▶ [The data]
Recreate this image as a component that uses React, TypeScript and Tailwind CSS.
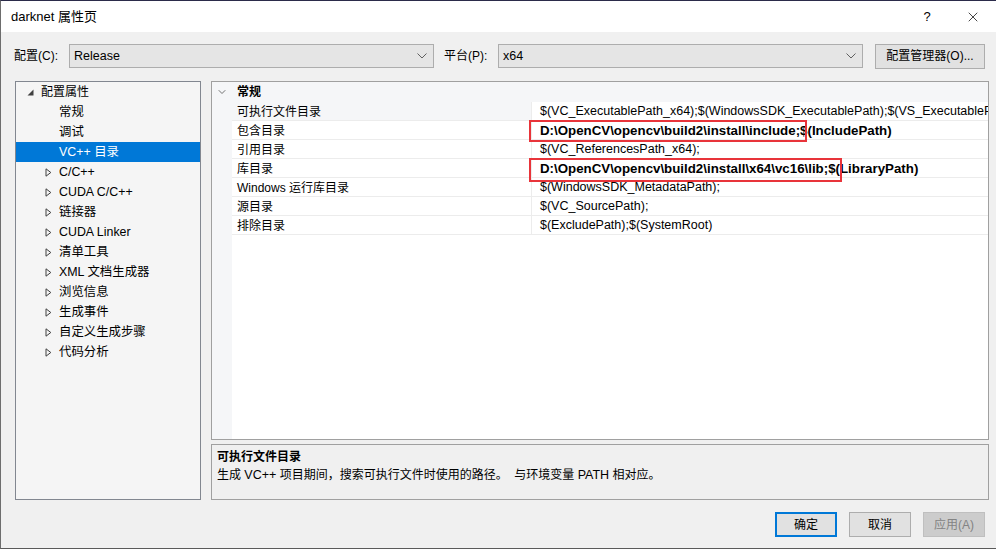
import { X, ChevronDown } from "lucide-react";

const font = { fontFamily: '"Liberation Sans", "Noto Sans CJK SC", sans-serif' };

const treeItems = [
  { label: "常规", kind: "leaf" },
  { label: "调试", kind: "leaf" },
  { label: "VC++ 目录", kind: "leaf", selected: true },
  { label: "C/C++", kind: "node" },
  { label: "CUDA C/C++", kind: "node" },
  { label: "链接器", kind: "node" },
  { label: "CUDA Linker", kind: "node" },
  { label: "清单工具", kind: "node" },
  { label: "XML 文档生成器", kind: "node" },
  { label: "浏览信息", kind: "node" },
  { label: "生成事件", kind: "node" },
  { label: "自定义生成步骤", kind: "node" },
  { label: "代码分析", kind: "node" },
];

const rows = [
  { name: "可执行文件目录", value: "$(VC_ExecutablePath_x64);$(WindowsSDK_ExecutablePath);$(VS_ExecutablePath);$(MSBuild_ExecutablePath)", active: true },
  { name: "包含目录", value: "D:\\OpenCV\\opencv\\build2\\install\\include;$(IncludePath)", bold: true },
  { name: "引用目录", value: "$(VC_ReferencesPath_x64);" },
  { name: "库目录", value: "D:\\OpenCV\\opencv\\build2\\install\\x64\\vc16\\lib;$(LibraryPath)", bold: true },
  { name: "Windows 运行库目录", value: "$(WindowsSDK_MetadataPath);" },
  { name: "源目录", value: "$(VC_SourcePath);" },
  { name: "排除目录", value: "$(ExcludePath);$(SystemRoot)" },
];

function ExpandArrow() {
  return (
    <svg width="7" height="9" viewBox="0 0 7 9" className="shrink-0">
      <path d="M1 0.8 L5.8 4.5 L1 8.2 Z" fill="none" stroke="#404040" strokeWidth="1" />
    </svg>
  );
}

function Select({ value }: { value: string }) {
  return (
    <div className="flex h-[24px] w-[365px] items-center justify-between border border-[#adadad] bg-[#e5e5e5] pl-[4px] pr-[6px]">
      <span className="text-[12.5px]">{value}</span>
      <svg width="10" height="6" viewBox="0 0 10 6">
        <path d="M0.5 0.5 L5 5 L9.5 0.5" fill="none" stroke="#606060" strokeWidth="1" />
      </svg>
    </div>
  );
}

export default function App() {
  return (
    <div
      style={font}
      className="flex h-[549px] w-[996px] flex-col overflow-hidden border-t border-l border-b border-t-[#2b2b4a] border-l-[#6d6d6d] border-b-[#5a5a5a] bg-[#f0f0f0] text-[12px] text-black"
    >
      {/* Title bar */}
      <div className="flex h-[31px] shrink-0 items-center justify-between bg-white pl-[10px]">
        <span className="text-[13px]">darknet 属性页</span>
        <div className="flex h-full items-center">
          <span className="w-[46px] text-center text-[13px]">?</span>
          <div className="flex w-[46px] justify-center">
            <X size={16} strokeWidth={1.1} />
          </div>
        </div>
      </div>

      {/* Configuration toolbar */}
      <div className="flex h-[43px] shrink-0 items-center pl-[13px] pt-[5px]">
        <span className="w-[55px]">配置(C):</span>
        <Select value="Release" />
        <span className="ml-[10px] w-[54px]">平台(P):</span>
        <Select value="x64" />
        <button className="ml-[12px] h-[25px] w-[110px] border border-[#adadad] bg-[#e1e1e1] text-center">
          配置管理器(O)...
        </button>
      </div>

      {/* Main area */}
      <div className="mt-[6px] flex h-[419px] shrink-0 pl-[14px]">
        {/* Tree */}
        <div className="w-[186px] border border-[#828790] bg-[#f5f5f5]">
          <div className="flex h-[20px] items-center pl-[11px]">
            <svg width="7" height="7" viewBox="0 0 7 7" className="shrink-0">
              <path d="M6.5 0.5 L6.5 6.5 L0.5 6.5 Z" fill="#404040" />
            </svg>
            <span className="ml-[7px]">配置属性</span>
          </div>
          {treeItems.map((item) => (
            <div
              key={item.label}
              className={`flex h-[20px] items-center pl-[29px] ${item.selected ? "bg-[#0078d7] text-white" : ""}`}
            >
              <span className="flex w-[14px] items-center">{item.kind === "node" && <ExpandArrow />}</span>
              <span className="text-[12.4px]">{item.label}</span>
            </div>
          ))}
        </div>

        {/* Right column */}
        <div className="ml-[10px] flex w-[778px] flex-col">
          <div className="relative flex h-[359px] flex-col overflow-hidden border border-[#a0a0a0] bg-white">
            <div className="flex h-[20px] shrink-0 items-center bg-[#f5f6f8]">
              <span className="flex w-[20px] justify-center">
                <ChevronDown size={12} strokeWidth={1.6} className="text-[#505050]" />
              </span>
              <span className="pl-[5px] font-bold">常规</span>
            </div>
            <div className="flex flex-1">
              <div className="w-[20px] shrink-0 bg-[#f5f6f8]" />
              <div className="flex min-w-0 flex-1 flex-col">
                {rows.map((row) => (
                  <div key={row.name} className="flex h-[19px] shrink-0">
                    <div
                      className={`flex w-[300px] shrink-0 items-center border-r border-b border-[#ececec] pl-[5px] pt-[1px] ${row.active ? "bg-[#f5f6f8]" : ""}`}
                    >
                      {row.name}
                    </div>
                    <div className="flex min-w-0 flex-1 items-center overflow-hidden border-b border-[#ececec] pl-[8px] pt-[1px]">
                      <span className={`whitespace-nowrap ${row.bold ? "text-[13.3px] font-bold" : "text-[12.5px]"}`}>
                        {row.value}
                      </span>
                    </div>
                  </div>
                ))}
              </div>
            </div>

            {/* Annotation boxes */}
            <div className="pointer-events-none absolute left-[317px] top-[38px] h-[22px] w-[278px] border-2 border-[#e8343a]" />
            <div className="pointer-events-none absolute left-[317px] top-[76px] h-[24px] w-[313px] border-2 border-[#e8343a]" />
          </div>

          {/* Description */}
          <div className="mt-[4px] h-[56px] border border-[#a0a0a0] bg-[#f0f0f0] pl-[5px] pt-[3px]">
            <div className="h-[18px] font-bold leading-[18px]">可执行文件目录</div>
            <div className="h-[18px] whitespace-pre leading-[18px]">
              生成 <span className="text-[12.5px]">VC++</span> 项目期间，搜索可执行文件时使用的路径。  与环境变量 <span className="text-[12.5px]">PATH</span> 相对应。
            </div>
          </div>
        </div>
      </div>

      {/* Footer buttons */}
      <div className="flex flex-1 items-start justify-end gap-[12px] pr-[11px] pt-[12px]">
        <button className="h-[25px] w-[62px] border-2 border-[#0078d7] bg-[#e1e1e1]">确定</button>
        <button className="h-[25px] w-[62px] border border-[#adadad] bg-[#e1e1e1]">取消</button>
        <button className="h-[25px] w-[62px] border border-[#bfbfbf] bg-[#cccccc] text-[#838383]">应用(A)</button>
      </div>
    </div>
  );
}
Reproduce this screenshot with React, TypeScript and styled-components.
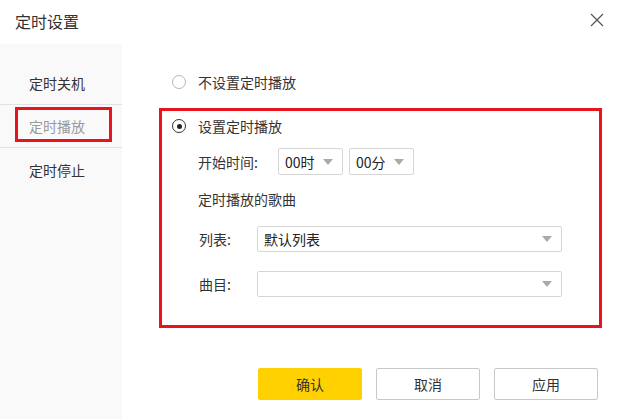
import React, { useState } from 'react';
import styled, { createGlobalStyle } from 'styled-components';

const GlobalStyle = createGlobalStyle`
  html, body {
    margin: 0;
    padding: 0;
    background: #fff;
  }
  body {
    font-family: 'Noto Sans CJK SC', 'Noto Sans', sans-serif;
    color: #333;
    font-size: 14px;
  }
  * { box-sizing: border-box; }
`;

const menuItems = ['定时关机', '定时播放', '定时停止'];
const hours = '00时';
const minutes = '00分';

const App: React.FC = () => {
  const [active] = useState(1);
  const [mode, setMode] = useState<'none' | 'set'>('set');

  return (
    <>
      <GlobalStyle />
      <Dialog>
        <Header>
          <Title>定时设置</Title>
          <CloseButton aria-label="close">
            <svg width="14" height="14" viewBox="0 0 14 14">
              <path d="M1 1 L13 13 M13 1 L1 13" stroke="#555" strokeWidth="1.2" fill="none" />
            </svg>
          </CloseButton>
        </Header>
        <Body>
          <Sidebar>
            {menuItems.map((item, index) => (
              <MenuItem key={item} active={index === active} last={index === menuItems.length - 1}>
                {item}
                {index === active && <Highlight />}
              </MenuItem>
            ))}
          </Sidebar>
          <Main>
            <RadioRow indent={13} onClick={() => setMode('none')}>
              <Radio checked={mode === 'none'} />
              <RadioLabel>不设置定时播放</RadioLabel>
            </RadioRow>
            <MarkedSection>
              <RadioRow indent={10} onClick={() => setMode('set')}>
                <Radio checked={mode === 'set'} />
                <RadioLabel>设置定时播放</RadioLabel>
              </RadioRow>
              <TimeRow>
                <TimeLabel>开始时间:</TimeLabel>
                <Select width={65} height={27}>
                  <SelectText>{hours}</SelectText>
                  <Caret />
                </Select>
                <Select width={65} height={27}>
                  <SelectText>{minutes}</SelectText>
                  <Caret />
                </Select>
              </TimeRow>
              <SongTitle>定时播放的歌曲</SongTitle>
              <FieldRow gap={17}>
                <FieldLabel>列表:</FieldLabel>
                <Select width={305} height={26}>
                  <SelectText>默认列表</SelectText>
                  <Caret />
                </Select>
              </FieldRow>
              <FieldRow gap={19}>
                <FieldLabel>曲目:</FieldLabel>
                <Select width={305} height={26}>
                  <SelectText />
                  <Caret />
                </Select>
              </FieldRow>
            </MarkedSection>
            <Actions>
              <Button primary>确认</Button>
              <Button>取消</Button>
              <Button>应用</Button>
            </Actions>
          </Main>
        </Body>
      </Dialog>
    </>
  );
};

const Dialog = styled.div`
  width: 620px;
  height: 419px;
  display: flex;
  flex-direction: column;
  background: #fff;
  overflow: hidden;
`;

const Header = styled.div`
  height: 44px;
  display: flex;
  align-items: center;
  justify-content: space-between;
  padding: 0 16px 2px 15px;
`;

const Title = styled.div`
  font-size: 16px;
  line-height: 20px;
  color: #333;
`;

const CloseButton = styled.div`
  width: 14px;
  height: 14px;
  display: flex;
  margin-top: -3px;
`;

const Body = styled.div`
  flex: 1;
  display: flex;
`;

const Sidebar = styled.div`
  width: 122px;
  background: #f9f9f9;
  padding-top: 18px;
`;

const MenuItem = styled.div<{ active: boolean; last: boolean }>`
  position: relative;
  height: 43px;
  display: flex;
  align-items: center;
  padding-left: 29px;
  padding-top: ${p => (p.last ? '1px' : '0')};
  font-size: 14px;
  line-height: 20px;
  color: ${p => (p.active ? '#999' : '#333')};
  border-bottom: ${p => (p.last ? 'none' : '1px solid #e2e2e2')};
`;

const Highlight = styled.span`
  position: absolute;
  left: 15px;
  top: 2px;
  width: 97px;
  height: 35px;
  border: 3px solid #e8131c;
`;

const Main = styled.div`
  flex: 1;
  padding: 24px 0 0 37px;
`;

const RadioRow = styled.div<{ indent: number }>`
  height: 28px;
  display: flex;
  align-items: center;
  padding-left: ${p => p.indent}px;
  cursor: pointer;
`;

const Radio = styled.span<{ checked: boolean }>`
  width: 14px;
  height: 14px;
  border-radius: 50%;
  border: 1px solid ${p => (p.checked ? '#333' : '#b5b5b5')};
  display: flex;
  align-items: center;
  justify-content: center;

  &::after {
    content: '';
    width: 5px;
    height: 5px;
    border-radius: 50%;
    background: #222;
    display: ${p => (p.checked ? 'block' : 'none')};
  }
`;

const RadioLabel = styled.span`
  margin-left: 12px;
  font-size: 14px;
  line-height: 20px;
`;

const MarkedSection = styled.div`
  width: 443px;
  height: 220px;
  margin-top: 12px;
  border: 3px solid #e8131c;
  padding-top: 1px;
`;

const TimeRow = styled.div`
  display: flex;
  align-items: center;
  gap: 6px;
  margin: 8px 0 0 36px;
`;

const TimeLabel = styled.span`
  width: 74px;
  font-size: 14px;
  line-height: 20px;
`;

const SongTitle = styled.div`
  margin: 14px 0 0 36px;
  font-size: 14px;
  line-height: 20px;
`;

const FieldRow = styled.div<{ gap: number }>`
  display: flex;
  align-items: center;
  margin: ${p => p.gap}px 0 0 37px;
`;

const FieldLabel = styled.span`
  width: 58px;
  font-size: 14px;
  line-height: 20px;
`;

const Select = styled.div<{ width: number; height: number }>`
  width: ${p => p.width}px;
  height: ${p => p.height}px;
  border: 1px solid #d6d6d6;
  border-radius: 2px;
  background: #fff;
  display: flex;
  align-items: center;
  justify-content: space-between;
  padding: 0 9px 0 6px;
`;

const SelectText = styled.span`
  font-size: 14px;
  line-height: 20px;
  color: #222;
`;

const Caret = styled.span`
  width: 0;
  height: 0;
  border-left: 5px solid transparent;
  border-right: 5px solid transparent;
  border-top: 6px solid #aaa;
`;

const Actions = styled.div`
  display: flex;
  gap: 14px;
  margin: 40px 0 0 99px;
`;

const Button = styled.button<{ primary?: boolean }>`
  width: 104px;
  height: 32px;
  border-radius: 2px;
  border: 1px solid ${p => (p.primary ? '#ffd100' : '#c8c8c8')};
  background: ${p => (p.primary ? '#ffd100' : '#fff')};
  color: #333;
  font-family: 'Noto Sans CJK SC', 'Noto Sans', sans-serif;
  font-size: 14px;
  line-height: 20px;
  padding: 0;
  cursor: pointer;
`;

export default App;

▶ [Goal] Take every line from the data above that holds "this" and copy it out.

▶ [Worked solution]
Recreate this image as a component that uses React, TypeScript and Tailwind CSS.
Reproduce this screenshot with React, TypeScript and styled-components.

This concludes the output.